• WORK INSTRUCTIONS
Find each line with the string "components" and copy it.

• DATA PROVIDED
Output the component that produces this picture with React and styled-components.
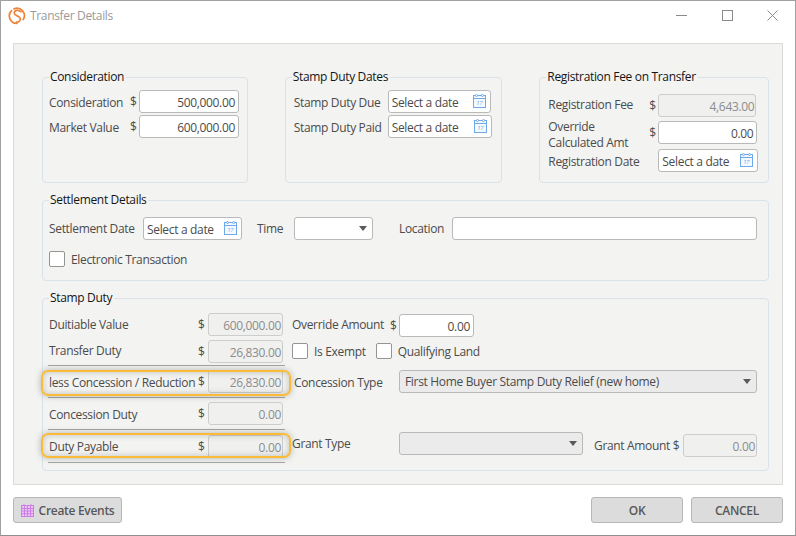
import React from "react";
import styled, { createGlobalStyle } from "styled-components";

const Global = createGlobalStyle`
  html, body { margin: 0; padding: 0; background: #fff; }
  body { font-family: "Open Sans", "Noto Sans", sans-serif; font-size: 12px; letter-spacing: -0.33px; color: #4b4b4b; }
  * { box-sizing: border-box; }
`;

const Window = styled.div`
  width: 796px; height: 536px; background: #fff;
  border: 1px solid #a0a0a0; border-bottom-color: #8f8f8f;
  display: flex; flex-direction: column; overflow: hidden;
`;
const TitleBar = styled.header`
  height: 42px; flex: none; display: flex; align-items: flex-start; padding: 6px 0 0 7px;
`;
const Title = styled.span`
  margin: 1px 0 0 4px; color: #9a9a9a; line-height: 16px;
`;
const WinControls = styled.div`
  margin-left: auto; display: flex; align-items: center; height: 16px; padding: 1px 17px 0 0; gap: 34.5px;
`;
const Panel = styled.main`
  flex: none; height: 442px; margin: 0 12px; background: #f3f3f2; border: 1px solid #dadada;
  padding: 25px 13px 13px 28px; display: flex; flex-direction: column; gap: 9px;
`;
const TopRow = styled.div`
  display: flex; gap: 37px;
`;
const Group = styled.fieldset`
  margin: 0; min-width: 0; border: 1px solid #d9e2ea; border-radius: 4px;
  width: ${p => p.$w}; height: ${p => p.$h}px;
  padding: ${p => p.$pt}px 6px 0 6px;
`;
const Legend = styled.legend`
  margin-left: 0; padding: 0 2px 0 1px; color: #151515; line-height: 16px;
`;
const Row = styled.div`
  display: flex; align-items: center; height: ${p => p.$h || 25}px; margin-top: ${p => p.$mt || 0}px;
  padding-left: ${p => p.$pl || 0}px; white-space: nowrap;
`;
const Label = styled.label`
  flex: none; width: ${p => (p.$w ? p.$w + "px" : "auto")}; margin-left: ${p => p.$ml || 0}px;
  position: relative; top: ${p => (p.$dy === undefined ? 1 : p.$dy)}px; line-height: 16px; white-space: nowrap;
`;
const Dollar = styled.span`
  flex: none; width: ${p => p.$w || 9}px;
`;
const Field = styled.div`
  flex: none; width: ${p => p.$w}px; height: 23px; margin-left: ${p => p.$ml || 0}px;
  position: relative; top: ${p => p.$dy || 0}px;
  background: ${p => (p.$off ? "#f0f0ef" : "#fff")};
  border: 1px solid ${p => (p.$off ? "#cdcdcd" : "#b9b9b9")}; border-radius: 3px;
  color: ${p => (p.$off ? "#8c8c8c" : "#4b4b4b")};
  display: flex; align-items: center; justify-content: flex-end;
  padding: 3px ${p => (p.$off ? 1 : 3)}px 0 3px; line-height: 16px;
`;
const DateBox = styled.div`
  flex: none; width: ${p => p.$w}px; height: 23px; background: #fff; border: 1px solid #b9b9b9; border-radius: 3px;
  display: flex; align-items: center; justify-content: space-between; padding: 3px 3px 0 3px;
  color: #4b4b4b; line-height: 16px;
`;
const CalWrap = styled.span`
  display: flex; position: relative; top: -2px;
`;
const Drop = styled.div`
  flex: none; width: ${p => p.$w}px; height: 23px; margin-left: ${p => p.$ml || 0}px;
  background: ${p => (p.$grey ? "#ebebeb" : "#fff")}; border: 1px solid #b9b9b9; border-radius: 3px;
  display: flex; align-items: center; padding: 0 5px 0 5px;
  &::after { content: ""; margin-left: auto; border: 4.5px solid transparent; border-top: 5px solid #5a5a5a; border-bottom: 0; }
`;
const Box = styled.span`
  flex: none; width: 16px; height: 16px; background: #fff; border: 1px solid #949494; border-radius: 2px;
  margin-right: 6px; margin-left: ${p => p.$ml || 0}px;
`;
const CheckText = styled.span`
  position: relative; top: 0;
`;
const DutyBody = styled.div`
  display: flex; gap: 7px;
`;
const LeftCol = styled.div`
  flex: none; width: 237px; margin-left: -1px;
`;
const RightCol = styled.div`
  flex: 1; min-width: 0; display: flex; flex-direction: column;
`;
const DutyRow = styled.div`
  position: relative; display: flex; align-items: center; height: ${p => p.$h}px;
  padding: 0 2px 0 1px; border-bottom: ${p => (p.$line ? "1px solid #a5a5a5" : "0")};
`;
const Highlight = styled.span`
  position: absolute; left: -7px; right: -6px; top: ${p => p.$top}px; height: ${p => p.$h}px;
  border: 2px solid #fbbb36; border-radius: 7px; pointer-events: none;
  box-shadow: 0 0 6px rgba(60,60,60,.35), inset 0 0 6px rgba(60,60,60,.28);
`;
const Footer = styled.footer`
  flex: 1; display: flex; align-items: flex-start; gap: 8px; padding: 12px 12px 0;
`;
const Btn = styled.button`
  height: 26px; width: ${p => p.$w}px; margin-right: ${p => p.$mr || 0}; background: #dcdcdc; border: 1px solid #b7b7b7; border-radius: 3px;
  font: 600 12px "Open Sans", sans-serif; letter-spacing: -0.3px; color: #585858; padding: 0;
  display: flex; align-items: center; justify-content: center; gap: 5px;
`;

const Cal = () => (
  <svg width="16" height="16" viewBox="0 0 16 16" fill="none" stroke="#6fa9ea">
    <rect x="2.500" y="2.500" width="12" height="12" fill="#f4f9ff" />
    <path d="M3 5.500h11" />
    <circle cx="5.500" cy="2.500" r="1" fill="#fff" /><circle cx="11.500" cy="2.500" r="1" fill="#fff" />
    <text x="5.200" y="12.400" fontSize="6" fontStyle="italic" fill="#6fa9ea" stroke="none">17</text>
  </svg>
);
const DateInput = ({ w }) => <DateBox $w={w}><span>Select a date</span><CalWrap><Cal /></CalWrap></DateBox>;

const Logo = () => (
  <svg width="18" height="18" viewBox="0 0 18 18" fill="none" stroke="#f0833a" strokeWidth="1.7" strokeLinecap="round">
    <path d="M3.600 3.600A7.400 7.400 0 0 0 9 16.300" />
    <path d="M6 1.900A7.400 7.400 0 0 1 15.200 12.600" />
    <path d="M13 4.800C10 2.200 5.800 3.400 6.300 6.300C6.800 9.200 12 8.600 12.300 11.800C12.500 14 10.500 15.400 8.400 15" />
  </svg>
);
const CalPurple = () => (
  <svg width="13" height="13" viewBox="0 0 13 13" stroke="#cc7ee6" fill="#ebc6f5" strokeWidth="1">
    <rect x="0.500" y="1.500" width="12" height="11" />
    <path d="M0.500 4.500h12M0.500 7h12M0.500 9.700h12M3.500 1.500v11M6.500 1.500v11M9.500 1.500v11M3 .2v2M10 .2v2" fill="none" />
  </svg>
);

const DutyLine = ({ h, line, label, value, hlTop, hlH, dy }) => (
  <DutyRow $h={h} $line={line}>
    <Label $dy={dy} $w={149}>{label}</Label><Dollar $w={10}>$</Dollar><Field $off $w={75}>{value}</Field>
    {hlH ? <Highlight $top={hlTop} $h={hlH} /> : null}
  </DutyRow>
);

export default function App() {
  return (
    <>
      <Global />
      <Window>
        <TitleBar>
          <Logo />
          <Title>Transfer Details</Title>
          <WinControls>
            <svg width="11" height="11" stroke="#8a8a8a" fill="none"><path d="M0 5.500h11" /></svg>
            <svg width="11" height="11" stroke="#8a8a8a" fill="none"><rect x=".5" y=".5" width="10" height="10" /></svg>
            <svg width="11" height="11" stroke="#8a8a8a" fill="none"><path d="M.5 .5l10 10M10.500 .5l-10 10" /></svg>
          </WinControls>
        </TitleBar>
        <Panel>
          <TopRow>
            <Group $w="206px" $h={114} $pt={4}>
              <Legend>Consideration</Legend>
              <Row><Label $w={81}>Consideration</Label><Dollar>$</Dollar><Field $w={100}>500,000.00</Field></Row>
              <Row><Label $w={81}>Market Value</Label><Dollar>$</Dollar><Field $w={100}>600,000.00</Field></Row>
            </Group>
            <Group $w="218px" $h={114} $pt={4}>
              <Legend>Stamp Duty Dates</Legend>
              <Row $pl={2}><Label $w={94}>Stamp Duty Due</Label><DateInput w={103} /></Row>
              <Row $pl={2}><Label $w={94}>Stamp Duty Paid</Label><DateInput w={104} /></Row>
            </Group>
            <Group $w="230px" $h={114} $pt={9}>
              <Legend>Registration Fee on Transfer</Legend>
              <Row $h={22} $pl={2}><Label $dy={0} $w={101}>Registration Fee</Label><Dollar>$</Dollar><Field $off $w={98}>4,643.00</Field></Row>
              <Row $h={33} $pl={2}>
                <Label $dy={2} $w={101}>Override<br />Calculated Amt</Label><Dollar>$</Dollar><Field $w={99}>0.00</Field>
              </Row>
              <Row $h={23} $pl={2}><Label $w={110}>Registration Date</Label><DateInput w={100} /></Row>
            </Group>
          </TopRow>
          <Group $w="727px" $h={89} $pt={9}>
            <Legend>Settlement Details</Legend>
            <Row $h={22}>
              <Label $w={94}>Settlement Date</Label>
              <DateInput w={99} />
              <Label $ml={15} $w={37}>Time</Label>
              <Drop $w={79} />
              <Label $ml={26} $w={53}>Location</Label>
              <Field $w={305} />
            </Row>
            <Row $h={40}><Box /><CheckText>Electronic Transaction</CheckText></Row>
          </Group>
          <Group $w="727px" $h={181} $pt={6}>
            <Legend>Stamp Duty</Legend>
            <DutyBody>
              <LeftCol>
                <DutyLine h={25} dy={0} label="Duitiable Value" value="600,000.00" />
                <DutyLine h={29} dy={0} line label="Transfer Duty" value="26,830.00" />
                <DutyLine h={32} line label="less Concession / Reduction" value="26,830.00" hlTop={4} hlH={26} />
                <DutyLine h={32} line label="Concession Duty" value="0.00" />
                <DutyLine h={33} line label="Duty Payable" value="0.00" hlTop={3} hlH={25} />
              </LeftCol>
              <RightCol>
                <Row $h={26}><Label $dy={0} $w={98}>Override Amount</Label><Dollar>$</Dollar><Field $w={75}>0.00</Field></Row>
                <Row $h={26}><Box /><CheckText>Is Exempt</CheckText><Box $ml={10} /><CheckText>Qualifying Land</CheckText></Row>
                <Row $h={35}><Label $ml={2} $w={105}>Concession Type</Label><Drop $grey $w={358}>First Home Buyer Stamp Duty Relief (new home)</Drop></Row>
                <Row $h={39} $mt={25}><Label $dy={0} $w={107}>Grant Type</Label><Drop $grey $w={184} /><Label $dy={2} $ml={11} $w={80}>Grant Amount $</Label><Field $off $dy={2} $w={74} $ml={9}>0.00</Field></Row>
              </RightCol>
            </DutyBody>
          </Group>
        </Panel>
        <Footer>
          <Btn $w={109} $mr="auto"><CalPurple />Create Events</Btn>
          <Btn $w={92}>OK</Btn>
          <Btn $w={92}>CANCEL</Btn>
        </Footer>
      </Window>
    </>
  );
}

• SOLVED PROBLEM
Output the component that produces this picture with React and styled-components.
import styled, { createGlobalStyle } from "styled-components";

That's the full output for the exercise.